Decoding and Converting Images
After loading the image file, the next step is to decode the image to a numerical format and possibly convert its data type. Typically, images need to be converted into a floating-point format, and they should be normalized.
# Decode the image to RGB format
image = tf.image.decode_jpeg(image, channels=3)
# Convert the image to a float tensor
image = tf.image.convert_image_dtype(image, tf.float32)
The tf.image.decode_jpeg function decodes the JPEG image to an RGB image tensor with three color channels. The tf.image.convert_image_dtype function converts the image tensor to a float between [0, 1], which is often preferred for feeding into neural networks.
Resizing Images
Neural networks typically require input sizes to be uniform to process images correctly. TensorFlow provides tools to easily resize your images.
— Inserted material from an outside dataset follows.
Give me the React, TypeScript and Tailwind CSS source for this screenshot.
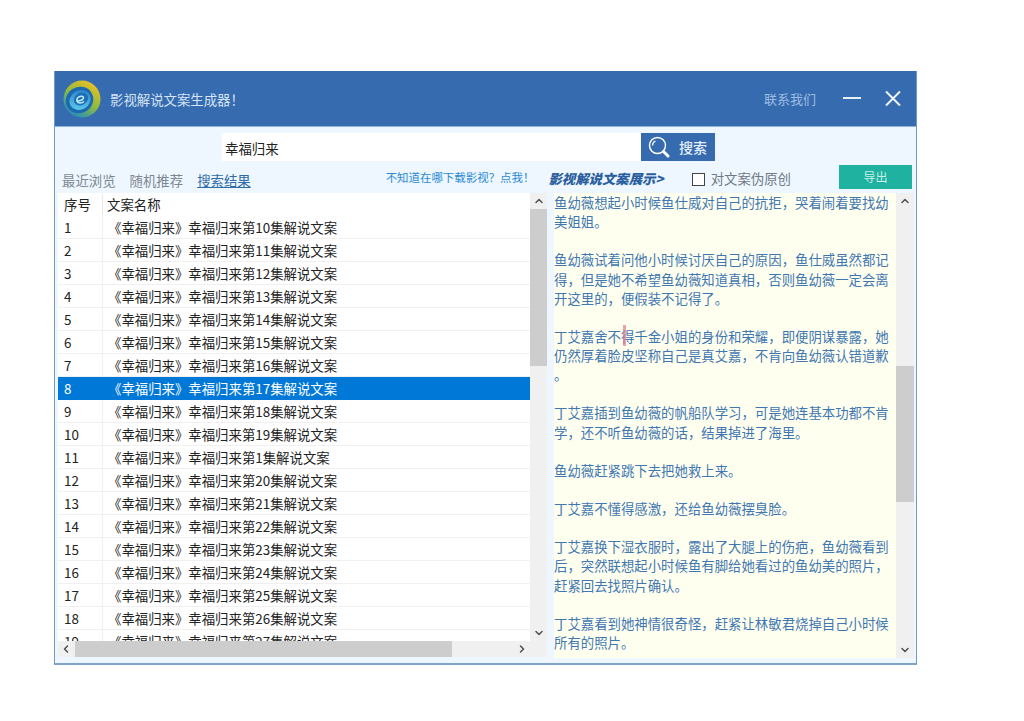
import { ChevronDown, ChevronLeft, ChevronRight, ChevronUp } from 'lucide-react'

const episodes = [10, 11, 12, 13, 14, 15, 16, 17, 18, 19, 1, 20, 21, 22, 23, 24, 25, 26, 27]

// null is an empty line in the text box
const lines: (string | null)[] = [
  '鱼幼薇想起小时候鱼仕威对自己的抗拒，哭着闹着要找幼',
  '美姐姐。',
  null,
  '鱼幼薇试着问他小时候讨厌自己的原因，鱼仕威虽然都记',
  '得，但是她不希望鱼幼薇知道真相，否则鱼幼薇一定会离',
  '开这里的，便假装不记得了。',
  null,
  '丁艾嘉舍不得千金小姐的身份和荣耀，即便阴谋暴露，她',
  '仍然厚着脸皮坚称自己是真艾嘉，不肯向鱼幼薇认错道歉',
  '。',
  null,
  '丁艾嘉插到鱼幼薇的帆船队学习，可是她连基本功都不肯',
  '学，还不听鱼幼薇的话，结果掉进了海里。',
  null,
  '鱼幼薇赶紧跳下去把她救上来。',
  null,
  '丁艾嘉不懂得感激，还给鱼幼薇摆臭脸。',
  null,
  '丁艾嘉换下湿衣服时，露出了大腿上的伤疤，鱼幼薇看到',
  '后，突然联想起小时候鱼有脚给她看过的鱼幼美的照片，',
  '赶紧回去找照片确认。',
  null,
  '丁艾嘉看到她神情很奇怪，赶紧让林敏君烧掉自己小时候',
  '所有的照片。',
]

const Logo = () => (
  <svg width="38" height="38" viewBox="0 0 38 38">
    <defs>
      <linearGradient id="ring" x1="0.8" y1="0" x2="0.2" y2="1">
        <stop offset="0" stopColor="#f4bf26" />
        <stop offset="0.5" stopColor="#8fbb3c" />
        <stop offset="1" stopColor="#1688cf" />
      </linearGradient>
      <linearGradient id="inner" x1="0.9" y1="0" x2="0.1" y2="1">
        <stop offset="0" stopColor="#2a7cc4" />
        <stop offset="1" stopColor="#5fd0ef" />
      </linearGradient>
    </defs>
    <circle cx="19" cy="19" r="18.500" fill="url(#ring)" />
    <ellipse cx="16.500" cy="20" rx="14" ry="13" fill="#1d68b2" transform="rotate(-30 16.500 20)" />
    <ellipse cx="17" cy="20" rx="11" ry="9.500" fill="url(#inner)" transform="rotate(-30 17 20)" />
    <ellipse cx="18" cy="19" rx="7.500" ry="6" fill="#1b70b8" transform="rotate(-30 18 19)" />
    <path d="M14 21c3.500 0 7-1.500 6.500-3.500s-4.500-1.500-6 .5-.5 5 2.500 5c1.500 0 3-.5 4-1.500" fill="none" stroke="#c4ecf8" strokeWidth="1.500" />
  </svg>
)

const SearchGlass = () => (
  <svg width="24" height="24" viewBox="0 0 24 24" fill="none" stroke="#fff">
    <circle cx="10.500" cy="10.500" r="8" strokeWidth="1.500" />
    <path d="M5.500 10.500a5 5 0 0 1 3-4.500" strokeWidth="1.200" />
    <path d="M16.500 16.500l4.500 4.500" strokeWidth="3" strokeLinecap="round" />
  </svg>
)

export default function App() {
  return (
    <div
      className="min-h-[721px] bg-white pl-[54px] pt-[71px]"
      style={{ fontFamily: '"Noto Sans CJK SC", "Noto Sans", sans-serif' }}
    >
      <div className="flex h-[594px] w-[863px] flex-col border-x border-b-2 border-x-[#6f9bcb] border-b-[#7ea3cc] bg-[#eef7ff]">
        <div className="flex h-[56px] shrink-0 items-center border-b border-[#8fb4da] bg-[#366bb0] pl-[8px]">
          <Logo />
          <span className="ml-[9px] translate-y-[1px] text-[13.400px] text-[#d5e3f3]">影视解说文案生成器！</span>
          <span className="ml-auto text-[13px] text-[#9dbce0]">联系我们</span>
          <svg className="ml-[26px]" width="20" height="20" viewBox="0 0 20 20" stroke="#e8f0fa" strokeWidth="2">
            <path d="M1 9h18" />
          </svg>
          <svg className="ml-[22px] mr-[14px]" width="18" height="18" viewBox="0 0 18 18" stroke="#eef4fb" strokeWidth="2">
            <path d="M2 1.500l14 14M16 1.500l-14 14" />
          </svg>
        </div>

        <div className="mt-[6px] flex h-[28px] shrink-0 pl-[167px]">
          <div className="flex w-[419px] items-center bg-white pl-[3px] pt-[2px] text-[13.400px] text-[#222]">幸福归来</div>
          <div className="flex w-[74px] items-center bg-[#366bb0] pl-[6px] text-[14px] font-medium text-[#e6eef8]">
            <SearchGlass />
            <span className="ml-[8px]">搜索</span>
          </div>
        </div>

        <div className="flex h-[32px] shrink-0 items-center whitespace-nowrap pl-[7px] pt-[6px] text-[13.400px]">
          <span className="text-[#7b8792]">最近浏览</span>
          <span className="ml-[14px] text-[#7b8792]">随机推荐</span>
          <span className="ml-[14px] text-[#2f6ba8] underline">搜索结果</span>
          <span className="ml-[135px] -translate-y-[2px] text-[11.450px] text-[#2a8ad6]">不知道在哪下载影视？点我！</span>
          <span className="ml-[14px] -translate-y-[2px] font-black italic text-[#2c5f9e]">影视解说文案展示&gt;</span>
          <span className="ml-[28px] h-[13px] w-[13px] shrink-0 -translate-y-[1px] border border-[#444] bg-white" />
          <span className="ml-[6px] -translate-y-[2px] text-[#6f7a84]">对文案伪原创</span>
          <span className="ml-[48px] flex h-[24px] w-[73px] shrink-0 -translate-y-[2px] items-center justify-center self-start bg-[#20b2a0] text-[12px] text-[#c9efe9]">
            导出
          </span>
        </div>

        <div className="flex min-h-0 flex-1 pb-[6px] pl-[3px]">
          <div className="flex w-[489px] shrink-0 flex-col">
            <div className="flex min-h-0 flex-1">
              <div className="min-h-0 flex-1 overflow-hidden bg-white">
                <div className="flex h-[23px] items-center text-[13.400px] text-[#222]">
                  <span className="w-[45px] border-r border-[#e8e8e8] pl-[6px]">序号</span>
                  <span className="pl-[4px]">文案名称</span>
                </div>
                {episodes.map((ep, i) => (
                  <div
                    key={ep}
                    className={
                      i === 7
                        ? 'flex h-[23px] items-center bg-[#0078d7] text-[13.400px] text-white'
                        : 'flex h-[23px] items-center border-b border-[#f0f0f0] text-[13.400px] text-[#222]'
                    }
                  >
                    <span className={i === 7 ? 'w-[45px] pl-[6px]' : 'flex h-full w-[45px] items-center border-r border-[#f0f0f0] pl-[6px]'}>
                      {i + 1}
                    </span>
                    <span className="pl-[5px]">《幸福归来》幸福归来第{ep}集解说文案</span>
                  </div>
                ))}
              </div>
              <div className="flex w-[17px] shrink-0 flex-col items-center bg-[#f0f0f0] text-[#505050]">
                <ChevronUp size={12} strokeWidth={3} className="my-[2px] h-[12px]" />
                <div className="h-[157px] w-full bg-[#cdcdcd]" />
                <ChevronDown size={12} strokeWidth={3} className="mb-[2px] mt-auto" />
              </div>
            </div>
            <div className="flex h-[16px] shrink-0 items-center bg-[#f0f0f0] text-[#505050]">
              <ChevronLeft size={12} strokeWidth={3} className="ml-[2px]" />
              <div className="ml-[3px] h-full w-[377px] bg-[#cdcdcd]" />
              <ChevronRight size={12} strokeWidth={3} className="ml-auto mr-[19px]" />
            </div>
          </div>

          <div className="ml-[7px] flex h-[465px] w-[360px] bg-[#fffff0]">
            <div className="w-[342px] overflow-hidden text-[13.400px] leading-[19.130px] text-[#3f77b0]">
              {lines.map((line, i) =>
                line === null ? (
                  <div key={i} className="h-[19.130px]" />
                ) : i === 7 ? (
                  <div key={i} className="whitespace-nowrap">
                    丁艾嘉舍不
                    <span className="relative">
                      <span className="absolute left-[2px] top-[-1px] h-[21px] w-[3px] bg-[#e07a90]/70" />
                      得
                    </span>
                    千金小姐的身份和荣耀，即便阴谋暴露，她
                  </div>
                ) : (
                  <div key={i} className="whitespace-nowrap">{line}</div>
                ),
              )}
            </div>
            <div className="flex w-[18px] shrink-0 flex-col items-center bg-[#f0f0f0] text-[#505050]">
              <ChevronUp size={12} strokeWidth={3} className="mt-[2px]" />
              <div className="mt-[159px] h-[136px] w-full bg-[#cdcdcd]" />
              <ChevronDown size={12} strokeWidth={3} className="mb-[2px] mt-auto" />
            </div>
          </div>
        </div>
      </div>
    </div>
  )
}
# Resize the image to 256x256 pixels
image = tf.image.resize(image, [256, 256])
The tf.image.resize function changes the dimensions of the image tensor to a specified size.
Creating Batches
Once your image data is properly formatted, it typically needs to be batched before being used to train machine learning models. Batching helps utilize hardware effectively and increase training throughput.
# Add a batch dimension
image_batch = tf.expand_dims(image, axis=0)
The tf.expand_dims function adds a batch dimension, making the single image into a batch of size one, which is essential for consistent input to your model.
Summary
Converting images to tensors in TensorFlow involves reading the image file, decoding it, converting the image data to an appropriate format, resizing the image, and then preparing it for model input by certain preprocessing steps like normalization and batching. These steps allow for efficient model training and general use of TensorFlow's extensive image manipulation capabilities.
By managing images effectively in TensorFlow, developers and data scientists gain the leverage needed to experiment and iterate over powerful deep learning models.